We don’t sell a lot of books there. It sort of breaks even money wise—sometimes. But we do buy a lot of books there. A LOT. We may be the last bookseller around who will make an offer on ALL the books brought to us. We swap vans down there 4-5 times a week. Each van can hold 5000-6000 books. Because we are close to the Beltway people consider us more local. Now we get a lot more really great house calls down that way too. A LOT.
So, the little organic, meandering, magical bookshop still stands. It is about 43 years old now. Not too far from the mid-century mark. Fingers crossed. Inside the front door it runs very much like it did in the 70s, 80s, 90s, 00s under Carl and Eleanor. Outside it is a kind beacon calling to all those in the region who have book collections they want to find a new home for. Millions of books have made their way to that very old little bookstore. Almost all never go inside. We take them to our Frederick warehouse where we try to be very creative placing books for pennies, for dollars, for free. We do it as a business but also as a passion so as many of the books brought to us as possible can have happy endings.

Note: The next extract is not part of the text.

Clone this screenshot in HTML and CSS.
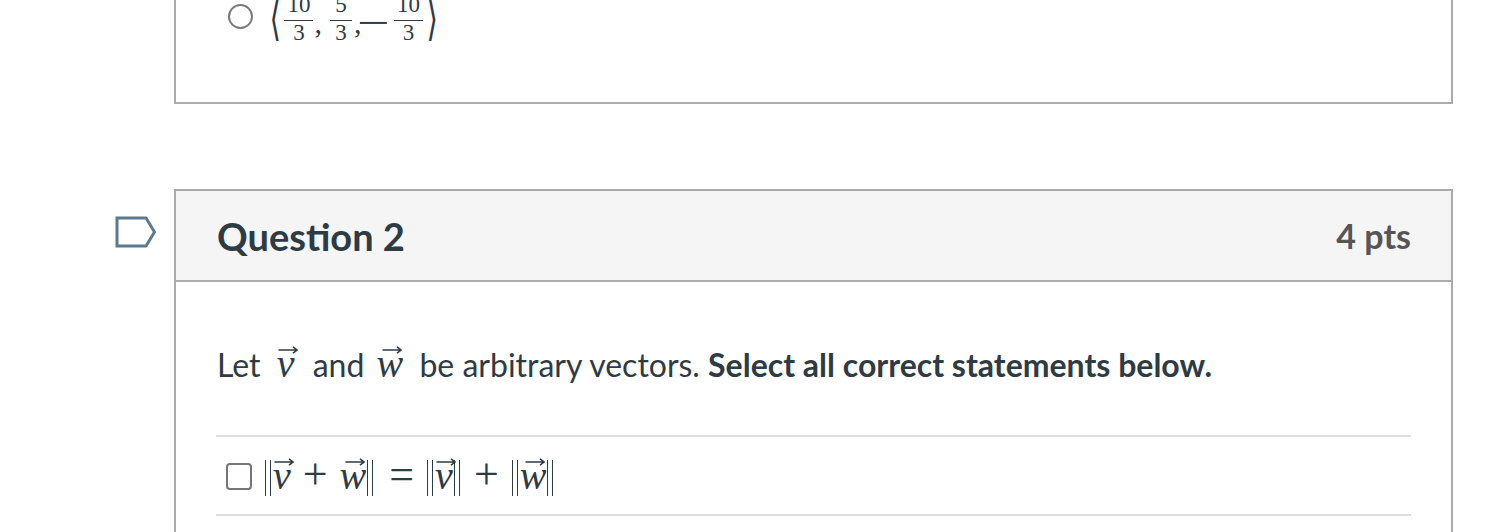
FILE: index.html
```html
<!DOCTYPE html>
<html lang="en">
<head>
<meta charset="utf-8">
<title>Quiz</title>
<link rel="stylesheet" href="styles.css">
</head>
<body>
<div class="page">
  <div class="row">
    <div class="gutter"></div>
    <div class="card card-prev">
      <div class="prev-body">
        <div class="choice">
          <span class="radio"></span>
          <span class="math">
            <span class="delim">⟨</span>
            <span class="frac"><span class="num">10</span><span class="den">3</span></span>
            <span class="comma">,</span>
            <span class="frac"><span class="num">5</span><span class="den">3</span></span>
            <span class="comma comma-tight">,</span>
            <span class="minus">−</span>
            <span class="frac"><span class="num">10</span><span class="den">3</span></span>
            <span class="delim">⟩</span>
          </span>
        </div>
      </div>
    </div>
  </div>

  <div class="row row-q">
    <div class="gutter gutter-flag">
      <svg class="flag" width="42" height="32" viewBox="0 0 42 32">
        <path d="M2 2 H31 L39.5 16 L31 30 H2 Z" fill="none" stroke="#5b7a91" stroke-width="3" stroke-linejoin="miter"/>
      </svg>
    </div>
    <div class="card">
      <div class="card-head">
        <h2 class="q-title">Question 2</h2>
        <span class="pts">4 pts</span>
      </div>
      <div class="card-body">
        <p class="q-text">Let <span class="vec vec-text vec-v"><svg class="arrow" viewBox="0 0 20 8"><path d="M0.5 4 H18.5 M15 0.8 L19 4 L15 7.2" fill="none" stroke="#2d3b45" stroke-width="1.5"/></svg>v</span> and <span class="vec vec-text vec-w"><svg class="arrow" viewBox="0 0 20 8"><path d="M0.5 4 H18.5 M15 0.8 L19 4 L15 7.2" fill="none" stroke="#2d3b45" stroke-width="1.5"/></svg>w</span> be arbitrary vectors. <strong>Select all correct statements below.</strong></p>
        <div class="answers">
          <div class="answer">
            <span class="checkbox"></span>
            <span class="eq"><span class="norm"></span><span class="vec vec-v"><svg class="arrow" viewBox="0 0 20 8"><path d="M0.5 4 H18.5 M15 0.8 L19 4 L15 7.2" fill="none" stroke="#2d3b45" stroke-width="1.5"/></svg>v</span><span class="op">+</span><span class="vec vec-w"><svg class="arrow" viewBox="0 0 20 8"><path d="M0.5 4 H18.5 M15 0.8 L19 4 L15 7.2" fill="none" stroke="#2d3b45" stroke-width="1.5"/></svg>w</span><span class="norm"></span><span class="op rel">=</span><span class="norm"></span><span class="vec vec-v"><svg class="arrow" viewBox="0 0 20 8"><path d="M0.5 4 H18.5 M15 0.8 L19 4 L15 7.2" fill="none" stroke="#2d3b45" stroke-width="1.5"/></svg>v</span><span class="norm"></span><span class="op">+</span><span class="norm"></span><span class="vec vec-w"><svg class="arrow" viewBox="0 0 20 8"><path d="M0.5 4 H18.5 M15 0.8 L19 4 L15 7.2" fill="none" stroke="#2d3b45" stroke-width="1.5"/></svg>w</span><span class="norm"></span></span>
          </div>
        </div>
      </div>
    </div>
  </div>
</div>
</body>
</html>
```

FILE: styles.css
```css
* { box-sizing: border-box; }

html, body {
  margin: 0;
  padding: 0;
  background: #ffffff;
}

body {
  font-family: Lato, "Open Sans", "Liberation Sans", sans-serif;
  color: #2d3b45;
  overflow: hidden;
}

.page {
  width: 1500px;
  padding-right: 47px;
}

.row {
  display: flex;
  align-items: flex-start;
}

.row-q {
  margin-top: 85px;
}

.gutter {
  width: 174px;
  flex: 0 0 174px;
}

.gutter-flag {
  padding-top: 27px;
  padding-left: 115px;
}

.flag { display: block; }

.card {
  flex: 1 1 auto;
  border: 2px solid #aaaaaa;
  background: #ffffff;
}

.card-prev {
  border-top: none;
}

/* previous question: only the last choice is visible */
.prev-body {
  height: 102px;
  padding-left: 52px;
  overflow: hidden;
}

.choice {
  display: flex;
  align-items: center;
  margin-top: -7px;
}

.radio {
  width: 25px;
  height: 25px;
  border: 2px solid #7a7a7a;
  border-radius: 50%;
  margin-top: -4px;
  flex: 0 0 auto;
}

.math {
  font-family: "Liberation Serif", "DejaVu Serif", serif;
  color: #2d3b45;
  display: inline-flex;
  align-items: center;
}

.choice .math {
  margin-left: 14px;
  font-size: 36px;
}

.delim {
  font-family: "DejaVu Serif", serif;
  font-size: 42px;
  font-weight: 200;
  line-height: 46px;
  transform: scaleX(0.7) scaleY(1.12);
  color: #2d3b45;
}

.frac {
  display: inline-flex;
  flex-direction: column;
  align-items: center;
  font-size: 23px;
  line-height: 1;
  padding: 0 1px;
}

.num {
  padding: 0 3px 4px;
  border-bottom: 1.5px solid #2d3b45;
  min-width: 22px;
  text-align: center;
}

.den {
  padding-top: 0;
}

.comma {
  font-size: 30px;
  align-self: flex-end;
  line-height: 1;
  margin-bottom: 6px;
  margin-right: 7px;
}

.comma-tight {
  margin-left: 1px;
  margin-right: 0;
}

.minus {
  display: inline-block;
  font-size: 40px;
  line-height: 1;
  transform: scaleX(1.45);
  margin: 9px 8px 0 1px;
}

.card-head {
  background: #f5f5f5;
  border-bottom: 2px solid #aaaaaa;
  height: 91px;
  display: flex;
  align-items: center;
  justify-content: space-between;
  padding: 0 40px 0 41px;
}

.q-title {
  margin: 0;
  font-size: 38px;
  font-weight: 700;
  color: #2d3b45;
}

.pts {
  font-size: 34px;
  font-weight: 700;
  color: #565656;
}

.card-body {
  padding: 61px 40px 0 40px;
  height: 250px;
}

.q-text {
  margin: 0 0 0 1px;
  font-size: 32px;
  line-height: 44px;
  height: 92px;
}

.q-text strong {
  font-weight: 700;
}

/* vector symbols: italic letter with an arrow accent laid over it */
.vec {
  position: relative;
  display: inline-block;
  font-family: "Liberation Serif", "DejaVu Serif", serif;
  font-style: italic;
  font-size: 40px;
  line-height: 1;
}

.vec-text.vec-v {
  margin: 0 10px 0 8px;
}

.vec-text.vec-w {
  margin: 0 8px 0 4px;
}

.arrow {
  position: absolute;
  top: 2px;
  width: 20px;
  height: 8px;
  display: block;
}

.vec-v .arrow { left: 1px; }
.vec-w .arrow { left: 5px; }

.answers {
  border-top: 2px solid #dddddd;
}

.answer {
  height: 79px;
  border-bottom: 2px solid #dddddd;
  display: flex;
  align-items: center;
  padding-left: 10px;
}

.checkbox {
  width: 26px;
  height: 27px;
  border: 2px solid #767676;
  border-radius: 4px;
  flex: 0 0 auto;
  margin-top: 1px;
}

.eq {
  display: block;
  margin-left: 12px;
  font-family: "Liberation Serif", "DejaVu Serif", serif;
  font-size: 40px;
  line-height: 50px;
  white-space: nowrap;
}

.norm {
  display: inline-block;
  vertical-align: -7px;
  width: 6px;
  height: 36px;
  border-left: 1.5px solid #2d3b45;
  border-right: 1.5px solid #2d3b45;
  margin: 0 2px 0 1px;
}

.op {
  font-size: 44px;
  margin: 0 12px;
}

.rel {
  margin: 0 12px 0 14px;
}
```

In other words, it has become a kind of nexus through which pass millions of books that could never fit in that tiny shop. The books funnel through the parking lot up to our 3 acre Frederick warehouse. There they are sorted, and the best decision possible made for their dispersal around the country and the globe.
Over the years we have bought the remains from many—too many—bookstores that have failed or the owners have decided to close for whatever reason.
I was glad we were able to save this one.
Come visit it sometime. It is open every day 10-7. Go inside and squint your eyes a little and imagine it is 1980. Look at the floor near the bookcases, and you will see vestiges of the green shag carpet. Go in deeper and count how many rooms there are. Then count how many “alcoves” Carl Sickles built.